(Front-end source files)
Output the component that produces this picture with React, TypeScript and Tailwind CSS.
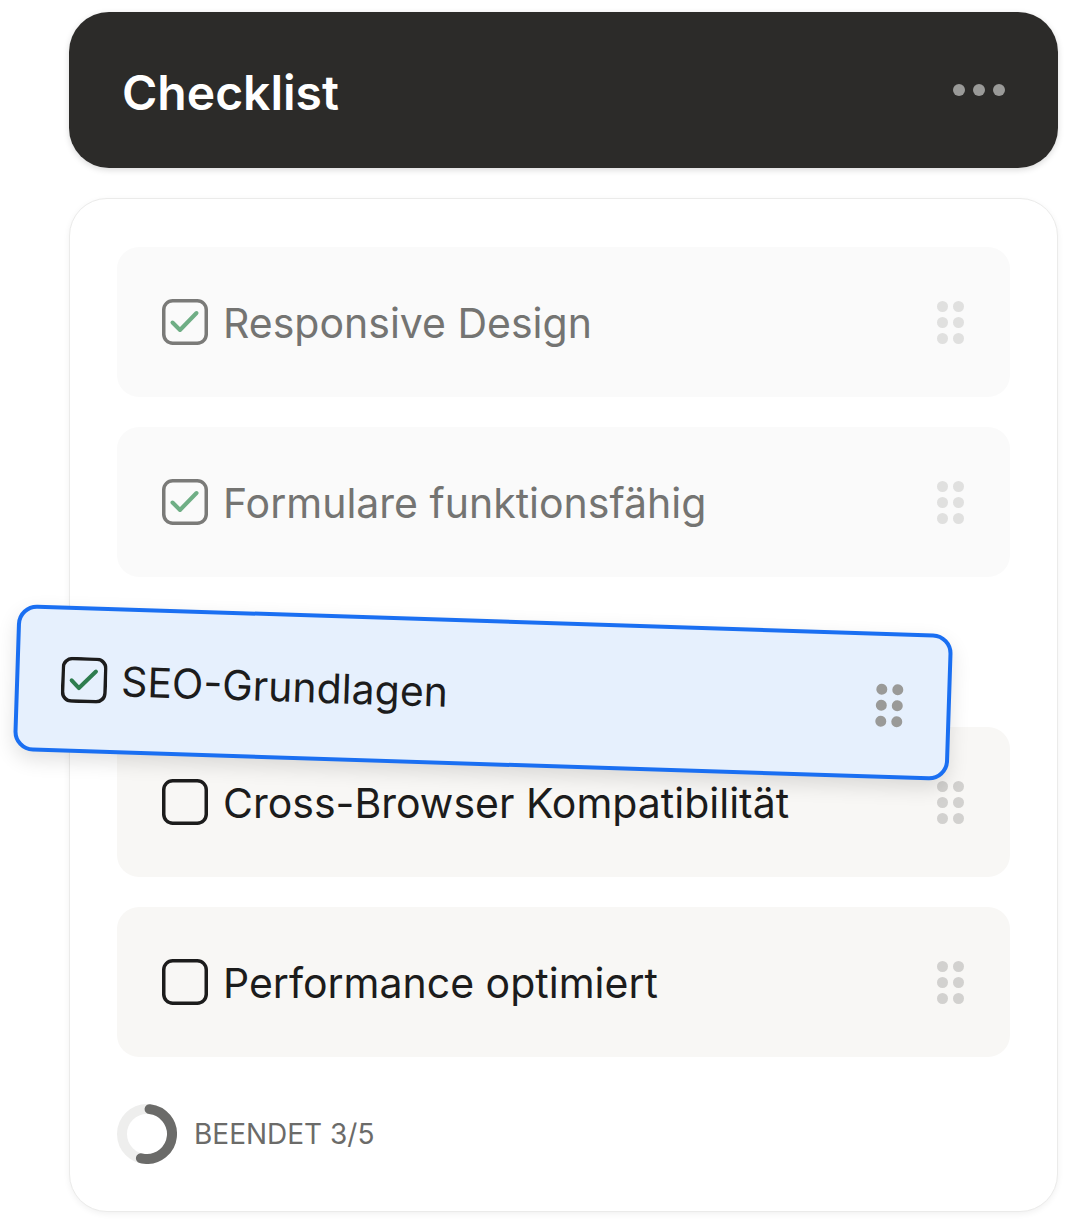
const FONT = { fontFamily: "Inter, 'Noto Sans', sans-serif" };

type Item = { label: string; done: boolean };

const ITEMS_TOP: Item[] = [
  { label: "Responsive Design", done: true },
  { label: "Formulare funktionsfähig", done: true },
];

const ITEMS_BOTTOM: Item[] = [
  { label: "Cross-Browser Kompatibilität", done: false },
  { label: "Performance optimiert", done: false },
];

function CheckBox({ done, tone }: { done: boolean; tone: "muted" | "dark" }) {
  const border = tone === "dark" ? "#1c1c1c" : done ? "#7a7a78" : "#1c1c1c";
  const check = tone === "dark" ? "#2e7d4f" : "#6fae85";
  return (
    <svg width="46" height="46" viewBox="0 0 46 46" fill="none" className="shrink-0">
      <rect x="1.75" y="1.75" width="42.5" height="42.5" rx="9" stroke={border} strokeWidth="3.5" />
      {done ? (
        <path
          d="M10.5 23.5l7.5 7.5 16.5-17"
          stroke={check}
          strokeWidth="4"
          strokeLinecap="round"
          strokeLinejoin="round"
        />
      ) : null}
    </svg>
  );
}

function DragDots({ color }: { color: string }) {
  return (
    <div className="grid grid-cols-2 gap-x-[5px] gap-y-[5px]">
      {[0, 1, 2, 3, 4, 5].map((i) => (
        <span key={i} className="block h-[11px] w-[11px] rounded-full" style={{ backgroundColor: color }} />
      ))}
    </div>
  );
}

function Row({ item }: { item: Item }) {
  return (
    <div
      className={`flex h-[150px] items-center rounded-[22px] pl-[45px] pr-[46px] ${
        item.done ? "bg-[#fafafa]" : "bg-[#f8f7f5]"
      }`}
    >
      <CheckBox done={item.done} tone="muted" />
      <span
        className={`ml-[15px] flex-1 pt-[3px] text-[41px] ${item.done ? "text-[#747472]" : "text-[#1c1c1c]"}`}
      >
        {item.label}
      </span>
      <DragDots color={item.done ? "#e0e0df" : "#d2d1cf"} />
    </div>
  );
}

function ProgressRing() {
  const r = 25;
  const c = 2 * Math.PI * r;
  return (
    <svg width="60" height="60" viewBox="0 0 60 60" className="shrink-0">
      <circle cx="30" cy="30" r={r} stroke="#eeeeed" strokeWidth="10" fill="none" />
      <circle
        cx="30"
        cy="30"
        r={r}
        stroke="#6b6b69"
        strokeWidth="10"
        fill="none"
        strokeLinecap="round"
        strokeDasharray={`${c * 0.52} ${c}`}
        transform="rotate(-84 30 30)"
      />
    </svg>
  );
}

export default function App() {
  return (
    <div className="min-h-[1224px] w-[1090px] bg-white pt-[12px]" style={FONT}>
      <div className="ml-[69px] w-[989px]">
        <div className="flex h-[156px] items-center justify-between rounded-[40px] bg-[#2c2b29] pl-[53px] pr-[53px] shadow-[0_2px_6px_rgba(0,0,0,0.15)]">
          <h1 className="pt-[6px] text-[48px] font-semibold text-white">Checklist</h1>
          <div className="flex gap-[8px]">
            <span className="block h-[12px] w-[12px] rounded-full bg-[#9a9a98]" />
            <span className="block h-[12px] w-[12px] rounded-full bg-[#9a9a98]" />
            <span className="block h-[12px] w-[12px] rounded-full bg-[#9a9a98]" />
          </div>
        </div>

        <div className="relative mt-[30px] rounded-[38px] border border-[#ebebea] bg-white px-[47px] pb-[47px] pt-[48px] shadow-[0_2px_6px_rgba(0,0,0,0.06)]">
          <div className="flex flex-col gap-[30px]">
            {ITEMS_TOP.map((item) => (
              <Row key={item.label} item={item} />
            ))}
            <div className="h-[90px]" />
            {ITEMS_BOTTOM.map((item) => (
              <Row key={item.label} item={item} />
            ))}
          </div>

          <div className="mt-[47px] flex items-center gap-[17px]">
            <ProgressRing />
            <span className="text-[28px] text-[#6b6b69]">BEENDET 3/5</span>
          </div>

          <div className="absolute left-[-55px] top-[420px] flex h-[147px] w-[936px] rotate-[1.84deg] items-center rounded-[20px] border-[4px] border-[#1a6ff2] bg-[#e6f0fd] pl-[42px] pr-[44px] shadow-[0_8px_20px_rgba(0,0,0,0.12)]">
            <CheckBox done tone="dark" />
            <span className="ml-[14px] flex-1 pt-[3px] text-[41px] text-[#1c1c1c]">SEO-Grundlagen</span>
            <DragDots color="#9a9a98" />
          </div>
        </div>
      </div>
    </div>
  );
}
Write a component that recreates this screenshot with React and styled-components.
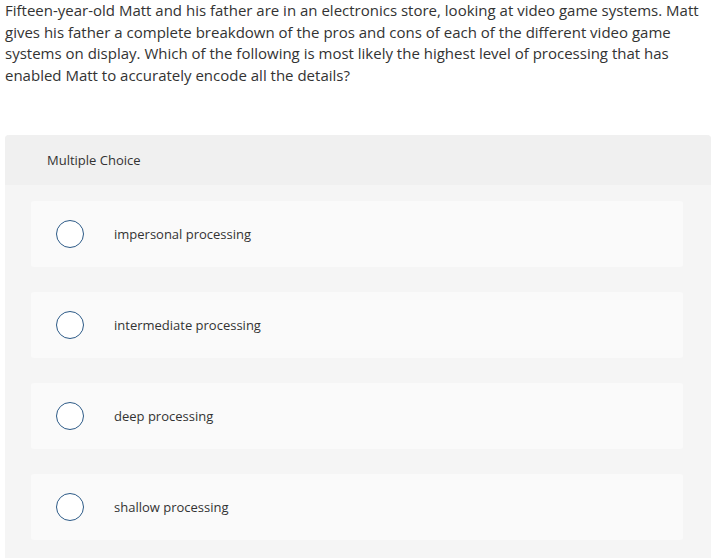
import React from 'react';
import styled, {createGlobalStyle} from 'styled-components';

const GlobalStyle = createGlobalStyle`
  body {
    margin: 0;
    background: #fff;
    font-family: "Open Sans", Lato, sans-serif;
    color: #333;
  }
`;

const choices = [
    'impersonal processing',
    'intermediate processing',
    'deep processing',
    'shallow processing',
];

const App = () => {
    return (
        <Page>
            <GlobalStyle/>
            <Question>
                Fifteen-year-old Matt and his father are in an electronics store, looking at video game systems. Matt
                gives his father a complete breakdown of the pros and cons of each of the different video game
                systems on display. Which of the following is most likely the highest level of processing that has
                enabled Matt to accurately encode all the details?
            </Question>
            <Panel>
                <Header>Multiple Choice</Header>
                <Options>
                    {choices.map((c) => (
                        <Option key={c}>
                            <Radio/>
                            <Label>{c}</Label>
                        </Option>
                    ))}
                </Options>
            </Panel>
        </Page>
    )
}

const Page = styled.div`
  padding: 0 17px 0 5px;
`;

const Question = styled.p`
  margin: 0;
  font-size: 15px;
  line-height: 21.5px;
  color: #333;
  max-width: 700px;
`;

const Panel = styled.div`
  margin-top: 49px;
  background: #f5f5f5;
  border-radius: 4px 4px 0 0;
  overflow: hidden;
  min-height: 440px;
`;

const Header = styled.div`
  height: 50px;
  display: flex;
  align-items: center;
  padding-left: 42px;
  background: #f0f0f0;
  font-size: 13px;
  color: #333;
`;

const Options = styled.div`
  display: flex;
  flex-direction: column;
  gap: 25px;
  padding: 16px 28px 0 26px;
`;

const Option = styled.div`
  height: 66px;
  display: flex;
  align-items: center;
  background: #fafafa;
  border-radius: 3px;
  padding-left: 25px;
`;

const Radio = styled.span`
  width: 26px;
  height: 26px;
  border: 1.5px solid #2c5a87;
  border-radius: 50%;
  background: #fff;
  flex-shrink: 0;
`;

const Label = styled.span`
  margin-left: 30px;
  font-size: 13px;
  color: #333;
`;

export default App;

**EXERCISE REQUIREMENTS:** Write out each line of the data exactly; the images should be left out.

**RESPONSE FOR THIS EXERCISE:**
Output the component that produces this picture with React, TypeScript and Tailwind CSS.
const FONT = { fontFamily: "Inter, 'Noto Sans', sans-serif" };

type Item = { label: string; done: boolean };

const ITEMS_TOP: Item[] = [
  { label: "Responsive Design", done: true },
  { label: "Formulare funktionsfähig", done: true },
];

const ITEMS_BOTTOM: Item[] = [
  { label: "Cross-Browser Kompatibilität", done: false },
  { label: "Performance optimiert", done: false },
];

function CheckBox({ done, tone }: { done: boolean; tone: "muted" | "dark" }) {
  const border = tone === "dark" ? "#1c1c1c" : done ? "#7a7a78" : "#1c1c1c";
  const check = tone === "dark" ? "#2e7d4f" : "#6fae85";
  return (
    <svg width="46" height="46" viewBox="0 0 46 46" fill="none" className="shrink-0">
      <rect x="1.75" y="1.75" width="42.5" height="42.5" rx="9" stroke={border} strokeWidth="3.5" />
      {done ? (
        <path
          d="M10.5 23.5l7.5 7.5 16.5-17"
          stroke={check}
          strokeWidth="4"
          strokeLinecap="round"
          strokeLinejoin="round"
        />
      ) : null}
    </svg>
  );
}

function DragDots({ color }: { color: string }) {
  return (
    <div className="grid grid-cols-2 gap-x-[5px] gap-y-[5px]">
      {[0, 1, 2, 3, 4, 5].map((i) => (
        <span key={i} className="block h-[11px] w-[11px] rounded-full" style={{ backgroundColor: color }} />
      ))}
    </div>
  );
}

function Row({ item }: { item: Item }) {
  return (
    <div
      className={`flex h-[150px] items-center rounded-[22px] pl-[45px] pr-[46px] ${
        item.done ? "bg-[#fafafa]" : "bg-[#f8f7f5]"
      }`}
    >
      <CheckBox done={item.done} tone="muted" />
      <span
        className={`ml-[15px] flex-1 pt-[3px] text-[41px] ${item.done ? "text-[#747472]" : "text-[#1c1c1c]"}`}
      >
        {item.label}
      </span>
      <DragDots color={item.done ? "#e0e0df" : "#d2d1cf"} />
    </div>
  );
}

function ProgressRing() {
  const r = 25;
  const c = 2 * Math.PI * r;
  return (
    <svg width="60" height="60" viewBox="0 0 60 60" className="shrink-0">
      <circle cx="30" cy="30" r={r} stroke="#eeeeed" strokeWidth="10" fill="none" />
      <circle
        cx="30"
        cy="30"
        r={r}
        stroke="#6b6b69"
        strokeWidth="10"
        fill="none"
        strokeLinecap="round"
        strokeDasharray={`${c * 0.52} ${c}`}
        transform="rotate(-84 30 30)"
      />
    </svg>
  );
}

export default function App() {
  return (
    <div className="min-h-[1224px] w-[1090px] bg-white pt-[12px]" style={FONT}>
      <div className="ml-[69px] w-[989px]">
        <div className="flex h-[156px] items-center justify-between rounded-[40px] bg-[#2c2b29] pl-[53px] pr-[53px] shadow-[0_2px_6px_rgba(0,0,0,0.15)]">
          <h1 className="pt-[6px] text-[48px] font-semibold text-white">Checklist</h1>
          <div className="flex gap-[8px]">
            <span className="block h-[12px] w-[12px] rounded-full bg-[#9a9a98]" />
            <span className="block h-[12px] w-[12px] rounded-full bg-[#9a9a98]" />
            <span className="block h-[12px] w-[12px] rounded-full bg-[#9a9a98]" />
          </div>
        </div>

        <div className="relative mt-[30px] rounded-[38px] border border-[#ebebea] bg-white px-[47px] pb-[47px] pt-[48px] shadow-[0_2px_6px_rgba(0,0,0,0.06)]">
          <div className="flex flex-col gap-[30px]">
            {ITEMS_TOP.map((item) => (
              <Row key={item.label} item={item} />
            ))}
            <div className="h-[90px]" />
            {ITEMS_BOTTOM.map((item) => (
              <Row key={item.label} item={item} />
            ))}
          </div>

          <div className="mt-[47px] flex items-center gap-[17px]">
            <ProgressRing />
            <span className="text-[28px] text-[#6b6b69]">BEENDET 3/5</span>
          </div>

          <div className="absolute left-[-55px] top-[420px] flex h-[147px] w-[936px] rotate-[1.84deg] items-center rounded-[20px] border-[4px] border-[#1a6ff2] bg-[#e6f0fd] pl-[42px] pr-[44px] shadow-[0_8px_20px_rgba(0,0,0,0.12)]">
            <CheckBox done tone="dark" />
            <span className="ml-[14px] flex-1 pt-[3px] text-[41px] text-[#1c1c1c]">SEO-Grundlagen</span>
            <DragDots color="#9a9a98" />
          </div>
        </div>
      </div>
    </div>
  );
}
Write a component that recreates this screenshot with React and styled-components.
import React from 'react';
import styled, {createGlobalStyle} from 'styled-components';

const GlobalStyle = createGlobalStyle`
  body {
    margin: 0;
    background: #fff;
    font-family: "Open Sans", Lato, sans-serif;
    color: #333;
  }
`;

const choices = [
    'impersonal processing',
    'intermediate processing',
    'deep processing',
    'shallow processing',
];

const App = () => {
    return (
        <Page>
            <GlobalStyle/>
            <Question>
                Fifteen-year-old Matt and his father are in an electronics store, looking at video game systems. Matt
                gives his father a complete breakdown of the pros and cons of each of the different video game
                systems on display. Which of the following is most likely the highest level of processing that has
                enabled Matt to accurately encode all the details?
            </Question>
            <Panel>
                <Header>Multiple Choice</Header>
                <Options>
                    {choices.map((c) => (
                        <Option key={c}>
                            <Radio/>
                            <Label>{c}</Label>
                        </Option>
                    ))}
                </Options>
            </Panel>
        </Page>
    )
}

const Page = styled.div`
  padding: 0 17px 0 5px;
`;

const Question = styled.p`
  margin: 0;
  font-size: 15px;
  line-height: 21.5px;
  color: #333;
  max-width: 700px;
`;

const Panel = styled.div`
  margin-top: 49px;
  background: #f5f5f5;
  border-radius: 4px 4px 0 0;
  overflow: hidden;
  min-height: 440px;
`;

const Header = styled.div`
  height: 50px;
  display: flex;
  align-items: center;
  padding-left: 42px;
  background: #f0f0f0;
  font-size: 13px;
  color: #333;
`;

const Options = styled.div`
  display: flex;
  flex-direction: column;
  gap: 25px;
  padding: 16px 28px 0 26px;
`;

const Option = styled.div`
  height: 66px;
  display: flex;
  align-items: center;
  background: #fafafa;
  border-radius: 3px;
  padding-left: 25px;
`;

const Radio = styled.span`
  width: 26px;
  height: 26px;
  border: 1.5px solid #2c5a87;
  border-radius: 50%;
  background: #fff;
  flex-shrink: 0;
`;

const Label = styled.span`
  margin-left: 30px;
  font-size: 13px;
  color: #333;
`;

export default App;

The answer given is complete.